As advertised they are a very soft flexible brush. They blend very well and they function well with just a bit of water on a brush.
When it comes to writing with the pens it takes a very very light hand to make a thin line unlike the brush tips on a prisamacolor pen that is a bit thicker and longer and can take more force to create thin lines.
I've added some pictures to show some things I did in five minutes to test quickly.
These are wonderful for making fine details on watercolor projects while still allowing for broad, saturated sweeps of colors when using a brush or water pen.
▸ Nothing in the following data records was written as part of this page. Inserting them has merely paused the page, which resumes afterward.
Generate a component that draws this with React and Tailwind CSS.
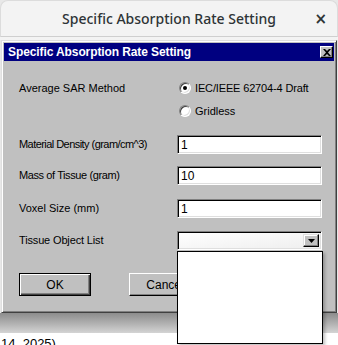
import { useState } from "react";

const sunken =
  "border border-t-[#808080] border-l-[#808080] border-b-white border-r-white shadow-[inset_1px_1px_0_#000,inset_-1px_-1px_0_#dfdfdf]";

const Radio = ({ checked }) => (
  <div className="w-[12px] h-[12px] rounded-full bg-white border border-t-[#808080] border-l-[#808080] border-b-white border-r-white shadow-[inset_1px_1px_0_#404040,inset_-1px_-1px_0_#dfdfdf] flex items-center justify-center">
    {checked && <div className="w-[4px] h-[4px] rounded-full bg-black" />}
  </div>
);

const Field = ({ label, value, tight }) => (
  <div className="flex items-center h-[19px]">
    <span className={`w-[158px] ${tight}`}>{label}</span>
    <div className={`w-[145px] h-[19px] bg-white flex items-center pl-[3px] text-[12px] ${sunken}`}>
      {value}
    </div>
  </div>
);

const App = () => {
  const [method, setMethod] = useState("iec");

  return (
    <div className="relative w-[338px] h-[345px] overflow-hidden bg-[#e8e8e8] font-['Liberation_Sans',Arial,sans-serif] text-[11px] text-black">
      {/* outer window header */}
      <div className="relative h-[37px] bg-[#f3f3f3] rounded-t-[8px] border border-b-[#cfcfcf] border-[#dcdcdc] flex items-center justify-center">
        <span className="font-['Noto_Sans',sans-serif] font-medium text-[14px] text-[#2e3436]">
          Specific Absorption Rate Setting
        </span>
        <span className="absolute right-[10px] top-[7px] font-['DejaVu_Sans',sans-serif] font-bold text-[15px] text-[#2e3436]">
          ×
        </span>
      </div>
      <div className="h-[3px] bg-[#f3f3f3]" />

      {/* win32 dialog */}
      <div className="mx-[1px] h-[273px] bg-[#c0c0c0] border border-t-[#dfdfdf] border-l-[#dfdfdf] border-b-[#404040] border-r-[#404040] shadow-[inset_1px_1px_0_#fff,inset_-1px_-1px_0_#808080] p-[2px] flex flex-col">
        <div className="h-[18px] bg-[#000080] flex items-center justify-between pl-[4px] pr-[1px]">
          <span className="text-white font-bold text-[12px] tracking-[-0.1px]">
            Specific Absorption Rate Setting
          </span>
          <div className="w-[13px] h-[12px] bg-[#c0c0c0] border border-t-white border-l-white border-b-black border-r-black shadow-[inset_-1px_-1px_0_#808080] flex items-center justify-center">
            <svg width="8" height="7" viewBox="0 0 8 7">
              <path d="M0 0h2l2 2 2-2h2L5 3.5 8 7H6L4 5 2 7H0l3-3.5z" fill="#000" />
            </svg>
          </div>
        </div>

        <div className="pl-[15px] pt-[19px] flex flex-col">
          <div className="flex">
            <span className="w-[160px] h-[16px] flex items-center">Average SAR Method</span>
            <div className="flex flex-col gap-[7px]">
              <button
                onClick={() => setMethod("iec")}
                className="h-[16px] flex items-center gap-[4px]"
              >
                <Radio checked={method === "iec"} />
                <span className="tracking-[-0.15px]">IEC/IEEE 62704-4 Draft</span>
              </button>
              <button
                onClick={() => setMethod("gridless")}
                className="h-[16px] flex items-center gap-[4px]"
              >
                <Radio checked={method === "gridless"} />
                <span>Gridless</span>
              </button>
            </div>
          </div>

          <div className="mt-[16px]">
            <Field label="Material Density (gram/cm^3)" value="1" tight="tracking-[-0.55px]" />
          </div>
          <div className="mt-[12px]">
            <Field label="Mass of Tissue (gram)" value="10" tight="tracking-[-0.4px]" />
          </div>
          <div className="mt-[14px]">
            <Field label="Voxel Size (mm)" value="1" tight="" />
          </div>
          <div className="mt-[13px] flex items-center h-[19px]">
            <span className="w-[158px] tracking-[-0.15px]">Tissue Object List</span>
            <div className={`w-[145px] h-[19px] bg-gradient-to-br from-white to-[#eeeeee] flex justify-end p-[2px] ${sunken}`}>
              <div className="w-[16px] h-full bg-[#c0c0c0] border border-t-[#dfdfdf] border-l-[#dfdfdf] border-b-black border-r-black shadow-[inset_-1px_-1px_0_#808080,inset_1px_1px_0_#fff] flex items-center justify-center">
                <svg width="7" height="4" viewBox="0 0 7 4">
                  <path d="M0 0h7L3.5 4z" fill="#000" />
                </svg>
              </div>
            </div>
          </div>

          <div className="mt-[23px] flex gap-[38px]">
            <button className="w-[72px] h-[23px] border border-black bg-[#c0c0c0] shadow-[inset_1px_1px_0_#fff,inset_-1px_-1px_0_#404040,inset_-2px_-2px_0_#808080] text-[12px]">
              OK
            </button>
            <button className="w-[72px] h-[23px] bg-[#c0c0c0] border border-t-white border-l-white border-b-black border-r-black shadow-[inset_-1px_-1px_0_#808080] text-[12px]">
              Cancel
            </button>
          </div>
        </div>
      </div>

      {/* what lies behind the dialog */}
      <div className="h-[20px] bg-gradient-to-b from-[#8c8c8c] to-[#d4d4d4]" />
      <div className="h-[12px] bg-white pl-[1px] pt-[4px] text-[13px] leading-[14px]">14, 2025)</div>

      {/* open combo list */}
      <div className="absolute left-[177px] top-[251px] w-[146px] h-[93px] bg-white border border-black shadow-[2px_2px_3px_rgba(0,0,0,0.25)]" />
    </div>
  );
};

export default App;
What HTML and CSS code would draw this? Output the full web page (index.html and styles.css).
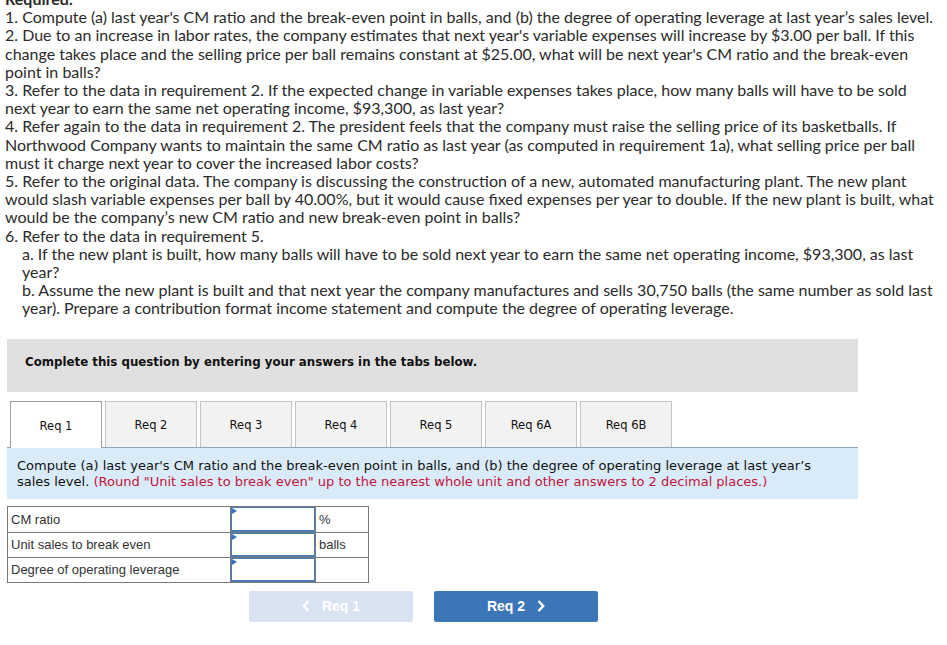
FILE: index.html
```html
<!DOCTYPE html>
<html>
<head>
<meta charset="utf-8">
<link rel="stylesheet" href="styles.css">
</head>
<body>
<div class="page">
  <div class="req">
    <div class="req-title">Required:</div>
    <div>1. Compute (a) last year's CM ratio and the break-even point in balls, and (b) the degree of operating leverage at last year’s sales level.</div>
    <div>2. Due to an increase in labor rates, the company estimates that next year's variable expenses will increase by $3.00 per ball. If this change takes place and the selling price per ball remains constant at $25.00, what will be next year's CM ratio and the break-even point in balls?</div>
    <div>3. Refer to the data in requirement 2. If the expected change in variable expenses takes place, how many balls will have to be sold next year to earn the same net operating income, $93,300, as last year?</div>
    <div>4. Refer again to the data in requirement 2. The president feels that the company must raise the selling price of its basketballs. If Northwood Company wants to maintain the same CM ratio as last year (as computed in requirement 1a), what selling price per ball must it charge next year to cover the increased labor costs?</div>
    <div>5. Refer to the original data. The company is discussing the construction of a new, automated manufacturing plant. The new plant would slash variable expenses per ball by 40.00%, but it would cause fixed expenses per year to double. If the new plant is built, what would be the company’s new CM ratio and new break-even point in balls?</div>
    <div>6. Refer to the data in requirement 5.</div>
    <div class="sub">a. If the new plant is built, how many balls will have to be sold next year to earn the same net operating income, $93,300, as last year?</div>
    <div class="sub">b. Assume the new plant is built and that next year the company manufactures and sells 30,750 balls (the same number as sold last year). Prepare a contribution format income statement and compute the degree of operating leverage.</div>
  </div>

  <div class="panel">
    <div class="notice">Complete this question by entering your answers in the tabs below.</div>

    <div class="tabs">
      <div class="tab active">Req 1</div>
      <div class="tab">Req 2</div>
      <div class="tab">Req 3</div>
      <div class="tab">Req 4</div>
      <div class="tab">Req 5</div>
      <div class="tab">Req 6A</div>
      <div class="tab">Req 6B</div>
    </div>

    <div class="instr">Compute (a) last year's CM ratio and the break-even point in balls, and (b) the degree of operating leverage at last year’s sales level. <span class="red">(Round "Unit sales to break even" up to the nearest whole unit and other answers to 2 decimal places.)</span></div>

    <table class="answers">
      <tr class="first">
        <td class="label">CM ratio</td>
        <td class="inp"><div class="field"></div></td>
        <td class="unit">%</td>
      </tr>
      <tr>
        <td class="label">Unit sales to break even</td>
        <td class="inp"><div class="field"></div></td>
        <td class="unit">balls</td>
      </tr>
      <tr>
        <td class="label">Degree of operating leverage</td>
        <td class="inp"><div class="field"></div></td>
        <td class="unit"></td>
      </tr>
    </table>

    <div class="nav">
      <div class="btn prev"><svg class="chev" width="8" height="12" viewBox="0 0 8 12"><polyline points="6.5,1 1.8,6 6.5,11" fill="none" stroke="#fff" stroke-width="2.4"/></svg><span>Req 1</span></div>
      <div class="btn next"><span>Req 2</span><svg class="chev" width="8" height="12" viewBox="0 0 8 12"><polyline points="1.5,1 6.2,6 1.5,11" fill="none" stroke="#fff" stroke-width="2.4"/></svg></div>
    </div>
  </div>
</div>
</body>
</html>
```
FILE: styles.css
```css
html, body {
  margin: 0;
  padding: 0;
  background: #fff;
}
.page {
  padding: 0 6px 0 5px;
  margin-top: -10px;
}
.req {
  font-family: "Lato", "Open Sans", sans-serif;
  font-size: 16px;
  line-height: 18.2px;
  color: #2b2b2b;
}
.req-title {
  font-weight: bold;
}
.sub {
  padding-left: 17px;
}
.panel {
  margin-top: 21px;
  padding-left: 2px;
  width: 851px;
}
.notice {
  background: #e0e0e0;
  height: 53px;
  box-sizing: border-box;
  padding-bottom: 6px;
  display: flex;
  align-items: center;
  padding-left: 18px;
  font-family: "DejaVu Sans", Verdana, sans-serif;
  font-weight: bold;
  font-size: 11.8px;
  color: #111;
}
.tabs {
  margin-top: 8px;
  display: flex;
  gap: 3px;
  padding-left: 3px;
  border-bottom: 1px solid #8ca6c0;
  height: 47px;
  align-items: flex-end;
}
.tab {
  width: 92px;
  height: 46px;
  box-sizing: border-box;
  padding-top: 2px;
  background: #f2f2f2;
  border: 1px solid #c4c4c4;
  border-bottom: none;
  display: flex;
  align-items: center;
  justify-content: center;
  font-family: "DejaVu Sans", Verdana, sans-serif;
  font-size: 11.5px;
  color: #111;
}
.tab.active {
  background: #fff;
  border-color: #a0a0a0;
  height: 47px;
  margin-bottom: -1px;
}
.instr {
  background: #d9ebf8;
  padding: 10px 10px 9px 10px;
  font-family: "DejaVu Sans", Verdana, sans-serif;
  font-size: 13px;
  line-height: 16px;
  color: #111;
}
.red {
  color: #c0143c;
}
.answers {
  margin-top: 7px;
  border-collapse: collapse;
  font-family: "Liberation Sans", Arial, sans-serif;
  font-size: 13px;
  color: #333;
}
.answers td {
  border: 1px solid #7a7a7a;
  height: 24px;
  padding: 0;
}
.answers tr.first td {
  height: 25px;
}
.answers td.label {
  width: 219px;
  padding-left: 3px;
}
.answers td.inp {
  width: 84px;
  position: relative;
}
.field {
  position: absolute;
  inset: 0;
  border: 1px solid #4a7ab0;
  border-bottom-width: 2px;
}
.field::before {
  content: "";
  position: absolute;
  left: 0;
  top: 0;
  border-left: 5px solid #3a74bf;
  border-top: 3px solid transparent;
  border-bottom: 3px solid transparent;
}
.answers td.unit {
  width: 49px;
  padding-left: 3px;
}
.nav {
  margin-top: 8px;
  display: flex;
  gap: 21px;
  padding-left: 242px;
}
.btn {
  width: 164px;
  height: 31px;
  border-radius: 2px;
  display: flex;
  align-items: center;
  justify-content: center;
  gap: 12px;
  font-family: "Liberation Sans", Arial, sans-serif;
  font-weight: bold;
  font-size: 14px;
  color: #fff;
}
.btn.prev {
  background: #d9e3f1;
}
.btn.next {
  background: #3a76b8;
}
.chev {
  display: block;
}
```
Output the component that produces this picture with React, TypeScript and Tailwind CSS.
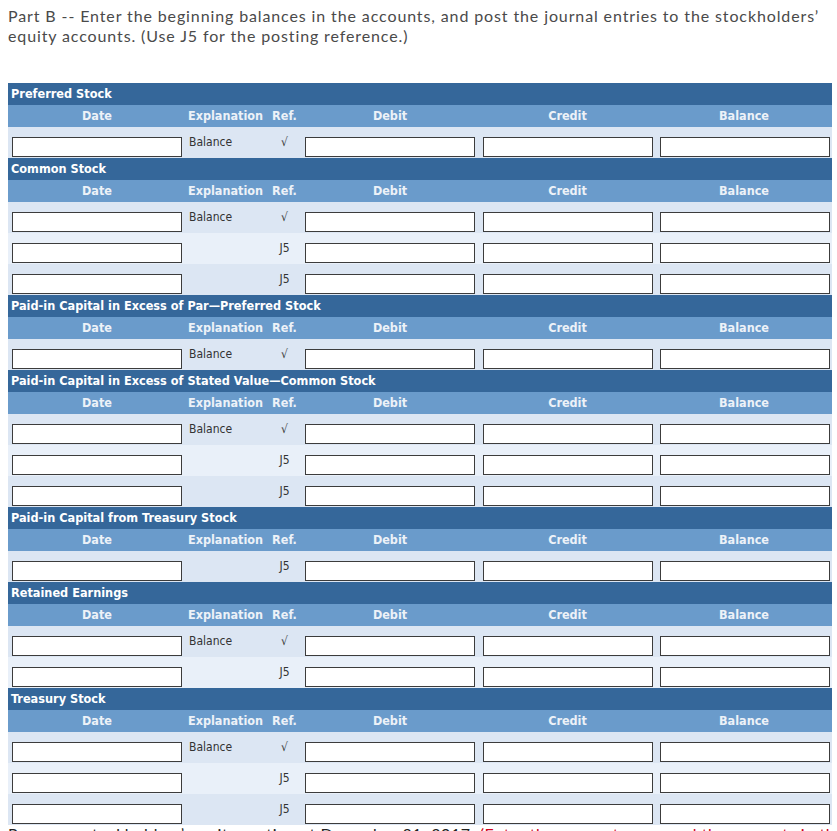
import React from "react";

type Section = {
  title: string;
  rows: ("balance" | "j5")[];
};

const sections: Section[] = [
  { title: "Preferred Stock", rows: ["balance"] },
  { title: "Common Stock", rows: ["balance", "j5", "j5"] },
  { title: "Paid-in Capital in Excess of Par\u2014Preferred Stock", rows: ["balance"] },
  { title: "Paid-in Capital in Excess of Stated Value\u2014Common Stock", rows: ["balance", "j5", "j5"] },
  { title: "Paid-in Capital from Treasury Stock", rows: ["j5"] },
  { title: "Retained Earnings", rows: ["balance", "j5"] },
  { title: "Treasury Stock", rows: ["balance", "j5", "j5"] },
];

const cols = "grid grid-cols-[178px_82px_33px_178px_177px_176px]";

const AmountInput = () => (
  <div className="px-[4px] pt-[10px]">
    <input
      type="text"
      className="block h-[20px] w-[170px] border border-[#3c3c3c] bg-white outline-none"
    />
  </div>
);

const LedgerRow = ({ kind, index }: { kind: "balance" | "j5"; index: number }) => {
  const bg = index % 2 === 0 ? "bg-[#dce6f3]" : "bg-[#e9f0f9]";
  return (
    <div className={`${cols} h-[31px] ${bg}`}>
      <AmountInput />
      <div className="pl-[3px] pt-[7px] leading-[16px] text-[#333]">
        {kind === "balance" ? "Balance" : ""}
      </div>
      <div className="pt-[7px] text-center leading-[16px] text-[#333]">
        {kind === "balance" ? "\u221A" : "J5"}
      </div>
      <AmountInput />
      <AmountInput />
      <AmountInput />
    </div>
  );
};

const Ledger = ({ section }: { section: Section }) => (
  <div>
    <div className="flex h-[22px] items-center bg-[#35679a] pl-[3px] text-[12.6px] font-bold text-white">
      {section.title}
    </div>
    <div className={`${cols} h-[22px] items-center bg-[#6a9bcb] text-[12.5px] font-bold text-[#edf2f8]`}>
      <div className="text-center">Date</div>
      <div className="pl-[2px]">Explanation</div>
      <div className="text-center">Ref.</div>
      <div className="text-center">Debit</div>
      <div className="text-center">Credit</div>
      <div className="text-center">Balance</div>
    </div>
    {section.rows.map((kind, i) => (
      <LedgerRow key={i} kind={kind} index={i} />
    ))}
  </div>
);

export default function App() {
  return (
    <div className="h-[831px] w-[837px] overflow-hidden bg-white px-[8px] pt-[6px]">
      <p className="font-['Lato','Open_Sans',sans-serif] text-[16px] leading-[20px] tracking-[0.88px] text-[#4a4a4a]">
        <span className="whitespace-nowrap">
          Part B -- Enter the beginning balances in the accounts, and post the journal entries to the stockholders&rsquo;
        </span>
        <br />
        <span className="whitespace-nowrap">equity accounts. (Use J5 for the posting reference.)</span>
      </p>

      <div className="mt-[37px] w-[824px] font-['DejaVu_Sans_Condensed','DejaVu_Sans',sans-serif] text-[12px]">
        {sections.map((s) => (
          <Ledger key={s.title} section={s} />
        ))}
      </div>

      <p className="whitespace-nowrap font-['Lato','Open_Sans',sans-serif] text-[16px] leading-[18px] tracking-[0.6px] text-[#222]">
        Prepare a stockholders&rsquo; equity section at December 31, 2017.{" "}
        <span className="text-[#d0021b]">(Enter the account name and the amounts in the order presented in the balance sheet.)</span>
      </p>
    </div>
  );
}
You will want to label them or create a color chart since the colors are shown in plastic and are misleading. I have attached a picture showing how I labeled mine using a hole punch and glossy accents as a glue. I just colored a swatch onto watercolor paper, feathered out the color with my water pen so that I could tell the range of the color when blended and punched it out with a standard hole punch when it was dry. Then I put a dab of glossy accents in the divet on the lid and now it carries its own color chart.
I also attached a few pictures to show the detail you can achieve with the pens. These are done on the the ADORNit coloring pages.